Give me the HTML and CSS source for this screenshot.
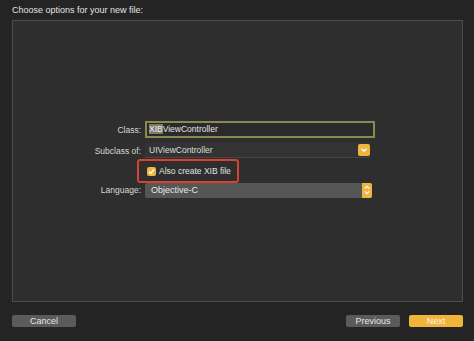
FILE: index.html
```html
<!DOCTYPE html>
<html lang="en">
<head>
  <meta charset="UTF-8" />
  <title>Choose options</title>
  <link rel="stylesheet" href="styles.css">
</head>
<body>
  <div class="sheet">
    <div class="title">Choose options for your new file:</div>

    <div class="panel">
      <div class="form">
        <div class="row row-class">
          <label class="label">Class:</label>
          <div class="text-field focused"><span class="sel">XIB</span>ViewController</div>
        </div>

        <div class="row row-sub">
          <label class="label">Subclass of:</label>
          <div class="combo">
            <span class="combo-text">UIViewController</span>
            <span class="combo-btn">
              <svg width="8" height="6" viewBox="0 0 8 6"><path d="M1.5 1.8 L4 4.3 L6.5 1.8" fill="none" stroke="#fff" stroke-width="1.3"/></svg>
            </span>
          </div>
        </div>

        <div class="row row-check">
          <span class="label"></span>
          <div class="highlight">
            <span class="checkbox">
              <svg width="9" height="9" viewBox="0 0 9 9"><path d="M2 4.6 L3.8 6.4 L7 2.4" fill="none" stroke="#fff" stroke-width="1.4"/></svg>
            </span>
            <span class="check-text">Also create XIB file</span>
          </div>
        </div>

        <div class="row row-lang">
          <label class="label">Language:</label>
          <div class="popup">
            <span class="popup-text">Objective-C</span>
            <span class="popup-btn">
              <svg width="8" height="12" viewBox="0 0 8 12"><path d="M1.8 4.6 L4 2.4 L6.2 4.6 M1.8 7.4 L4 9.6 L6.2 7.4" fill="none" stroke="#fff" stroke-width="1.2"/></svg>
            </span>
          </div>
        </div>
      </div>
    </div>

    <div class="footer">
      <button class="btn">Cancel</button>
      <div class="spacer"></div>
      <button class="btn btn-prev">Previous</button>
      <button class="btn btn-next">Next</button>
    </div>
  </div>
</body>
</html>
```

FILE: styles.css
```css
body {
  margin: 0;
  background-color: #242424;
  font-family: 'Liberation Sans', Arial, sans-serif;
  color: #dcdcdc;
  width: 474px;
  height: 341px;
  overflow: hidden;
}

.sheet {
  padding: 0 11px 0 12px;
  display: flex;
  flex-direction: column;
}

.title {
  height: 20px;
  line-height: 20px;
  font-size: 9px;
  color: #e2e2e2;
}

.panel {
  height: 280px;
  background-color: #2e2e2e;
  border: 1px solid #4c4c4c;
  display: flex;
  flex-direction: column;
}

.form {
  padding-top: 100px;
  display: flex;
  flex-direction: column;
}

.row {
  display: flex;
  align-items: center;
}

.label {
  width: 128px;
  text-align: right;
  font-size: 8.5px;
  color: #d8d8d8;
  padding-right: 4px;
  flex-shrink: 0;
}

.row-class {
  height: 17px;
}

.text-field {
  width: 224px;
  height: 13px;
  line-height: 13px;
  border: 2px solid #8b8a4e;
  background-color: #2a2a2a;
  font-size: 8.5px;
  color: #e4e4e4;
  padding-left: 2px;
}

.sel {
  background-color: #7c7c6a;
  color: #f2f2f2;
}

.row-sub {
  margin-top: 5px;
  height: 15px;
}

.combo {
  width: 225px;
  height: 15px;
  display: flex;
  align-items: center;
  background-color: #333333;
  border-bottom: 1px solid #464646;
  box-sizing: border-box;
}

.combo-text {
  flex: 1;
  font-size: 8.5px;
  color: #dedede;
  padding-left: 4px;
}

.combo-btn {
  width: 12px;
  height: 12px;
  border-radius: 2px;
  background-color: #f0b53c;
  display: flex;
  align-items: center;
  justify-content: center;
}

.row-check {
  margin-top: 1px;
  height: 24px;
  margin-bottom: -1px;
}

.highlight {
  margin-left: -8px;
  width: 90px;
  height: 20px;
  border: 2px solid #d8402f;
  border-radius: 3px;
  display: flex;
  align-items: center;
  padding-left: 8px;
}

.checkbox {
  width: 9px;
  height: 9px;
  border-radius: 2px;
  background-color: #f0b53c;
  display: flex;
  align-items: center;
  justify-content: center;
}

.check-text {
  margin-left: 3px;
  font-size: 8.5px;
  color: #e2e2e2;
}

.row-lang {
  height: 16px;
}

.popup {
  width: 227px;
  height: 15px;
  display: flex;
  align-items: center;
  background-color: #565656;
  border-radius: 2px;
}

.popup-text {
  flex: 1;
  font-size: 9px;
  color: #e8e8e8;
  padding-left: 6px;
}

.popup-btn {
  width: 10px;
  height: 15px;
  border-radius: 0 2px 2px 0;
  background-color: #f0b53c;
  display: flex;
  align-items: center;
  justify-content: center;
}

.footer {
  margin-top: 13px;
  display: flex;
  align-items: center;
}

.spacer {
  flex: 1;
}

.btn {
  height: 12px;
  padding: 0;
  border: none;
  border-radius: 2px;
  background-color: #5b5b5b;
  color: #e6e6e6;
  font-family: 'Liberation Sans', Arial, sans-serif;
  font-size: 9px;
  line-height: 12px;
  width: 64px;
}

.btn-prev {
  width: 54px;
  margin-right: 9px;
}

.btn-next {
  width: 54px;
  background-color: #f0b43a;
  color: #fff6e0;
}
```
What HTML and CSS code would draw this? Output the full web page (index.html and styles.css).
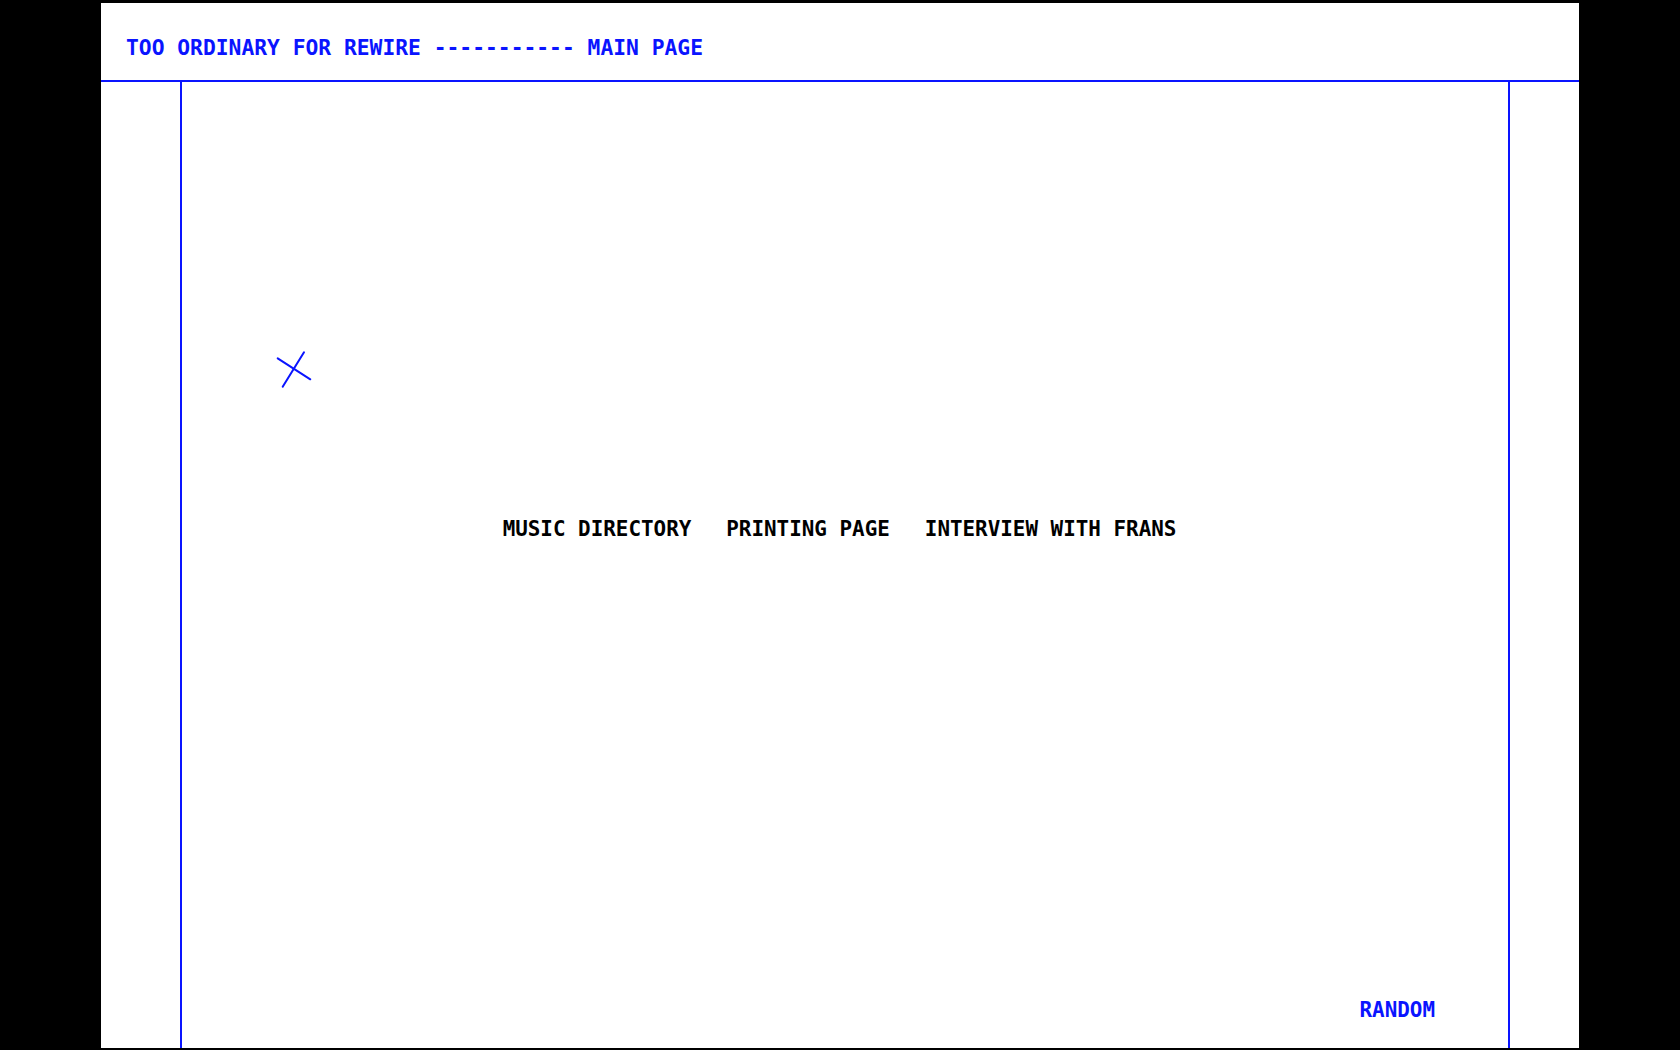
FILE: index.html
```html
<!DOCTYPE html>
<html lang="en">
<head>
<meta charset="utf-8">
<title>Too Ordinary for Rewire</title>
<link rel="stylesheet" href="styles.css">
</head>
<body>
<div class="page">
  <header class="top">
    <span class="crumb">TOO ORDINARY FOR REWIRE ----------- MAIN PAGE</span>
  </header>
  <div class="frame">
    <div class="side side-left"></div>
    <main class="stage">
      <svg class="cross" width="50" height="50" viewBox="0 0 50 50" aria-hidden="true">
        <line x1="7.7" y1="13.3" x2="40.3" y2="34.3"/>
        <line x1="34" y1="7.3" x2="12.7" y2="41.7"/>
      </svg>
      <nav class="links">
        <a class="link" href="#">MUSIC DIRECTORY</a>
        <a class="link" href="#">PRINTING PAGE</a>
        <a class="link" href="#">INTERVIEW WITH FRANS</a>
      </nav>
      <a class="random" href="#">RANDOM</a>
    </main>
    <div class="side side-right"></div>
  </div>
</div>
</body>
</html>
```

FILE: styles.css
```css
html, body {
  margin: 0;
  padding: 0;
  background: #000;
  overflow: hidden;
}

body {
  padding-top: 3px;
  height: 1050px;
  box-sizing: border-box;
}

.page {
  width: 1478px;
  height: 1045px;
  margin: 0 auto;
  background: #fff;
  display: flex;
  flex-direction: column;
  font-family: "DejaVu Sans Mono", "Liberation Mono", monospace;
  font-weight: bold;
}

.top {
  height: 79px;
  box-sizing: border-box;
  padding: 32px 0 0 25px;
  border-bottom: 2px solid #0a14ff;
  line-height: 25px;
}

.crumb {
  color: #0a14ff;
  font-size: 21.3px;
}

.frame {
  flex: 1;
  display: grid;
  grid-template-columns: 79px 1fr 69px;
}

.stage {
  position: relative;
  border-left: 2px solid #0a14ff;
  border-right: 2px solid #0a14ff;
  display: flex;
  flex-direction: column;
}

.cross {
  position: absolute;
  left: 88px;
  top: 263px;
}

.cross line {
  stroke: #0a14ff;
  stroke-width: 2;
  stroke-linecap: round;
}

.links {
  margin-top: 435px;
  display: flex;
  justify-content: center;
  gap: 35px;
  padding-right: 11px;
  line-height: 24px;
}

.link {
  color: #000;
  text-decoration: none;
  font-size: 20.9px;
}

.random {
  margin-top: auto;
  align-self: flex-end;
  margin-right: 73px;
  margin-bottom: 26px;
  color: #0a14ff;
  text-decoration: none;
  font-size: 20.9px;
  line-height: 24px;
}
```
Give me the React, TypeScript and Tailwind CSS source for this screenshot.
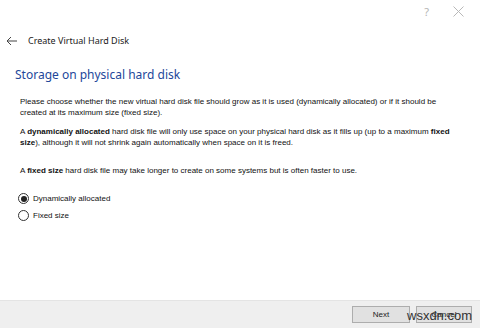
export default function App() {
  return (
    <div className="relative w-[480px] h-[328px] bg-white flex flex-col overflow-hidden font-['Noto_Sans',sans-serif]">
      {/* Barra de título */}
      <div className="h-[22px] flex justify-end items-center gap-[24px] pr-[16px] text-[#b4b4b4]">
        <span className="text-[11px] leading-none">?</span>
        <svg width="11" height="11" viewBox="0 0 11 11" stroke="#b8b8b8" strokeWidth="1">
          <path d="M0.5 0.5 L10.5 10.5 M10.5 0.5 L0.5 10.5" />
        </svg>
      </div>

      <div className="flex items-center h-[38px] pl-[6px]">
        <svg width="12" height="10" viewBox="0 0 12 10" fill="none" stroke="#444" strokeWidth="1">
          <path d="M11 5 H1 M5 1 L1 5 L5 9" />
        </svg>
        <span className="ml-[10px] text-[9px] text-[#1a1a1a]">Create Virtual Hard Disk</span>
      </div>

      <div className="pl-[15px] h-[30px] flex items-center text-[12px] text-[#23479a]">
        Storage on physical hard disk
      </div>

      <div className="flex-1 pl-[20px] pr-[16px] pt-[6px] text-[8px] leading-[11px] text-[#111] font-['Liberation_Sans',sans-serif]">
        <p>
          Please choose whether the new virtual hard disk file should grow as it is used (dynamically allocated) or if it should be
          created at its maximum size (fixed size).
        </p>
        <p className="mt-[8px]">
          A <b>dynamically allocated</b> hard disk file will only use space on your physical hard disk as it fills up (up to a maximum <b>fixed</b>{' '}
          <b>size</b>), although it will not shrink again automatically when space on it is freed.
        </p>
        <p className="mt-[17px]">
          A <b>fixed size</b> hard disk file may take longer to create on some systems but is often faster to use.
        </p>

        <div className="mt-[17px] -ml-[2px] flex flex-col gap-[6px]">
          <label className="flex items-center gap-[4px]">
            <span className="w-[11px] h-[11px] rounded-full border border-[#333] flex items-center justify-center">
              <span className="w-[6px] h-[6px] rounded-full bg-[#222]" />
            </span>
            Dynamically allocated
          </label>
          <label className="flex items-center gap-[4px]">
            <span className="w-[11px] h-[11px] rounded-full border border-[#333]" />
            Fixed size
          </label>
        </div>
      </div>

      <div className="h-[28px] bg-[#efefef] border-t border-[#e4e4e4] flex justify-end items-center gap-[6px] pr-[8px] text-[8px] text-[#222] font-['Liberation_Sans',sans-serif]">
        <button className="w-[58px] h-[17px] bg-[#e1e1e1] border border-[#adadad]">Next</button>
        <button className="w-[56px] h-[17px] bg-[#e1e1e1] border border-[#adadad]">Cancel</button>
      </div>

      <span className="absolute left-[407px] top-[306px] text-[13px] text-[#333] font-['Liberation_Sans',sans-serif]">
        wsxdn.com
      </span>
    </div>
  );
}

= = =

## [Required work]
Find every line that has "screenshot" in it, then return those lines.

## [Written response]
Give me the HTML and CSS source for this screenshot.
Give me the React, TypeScript and Tailwind CSS source for this screenshot.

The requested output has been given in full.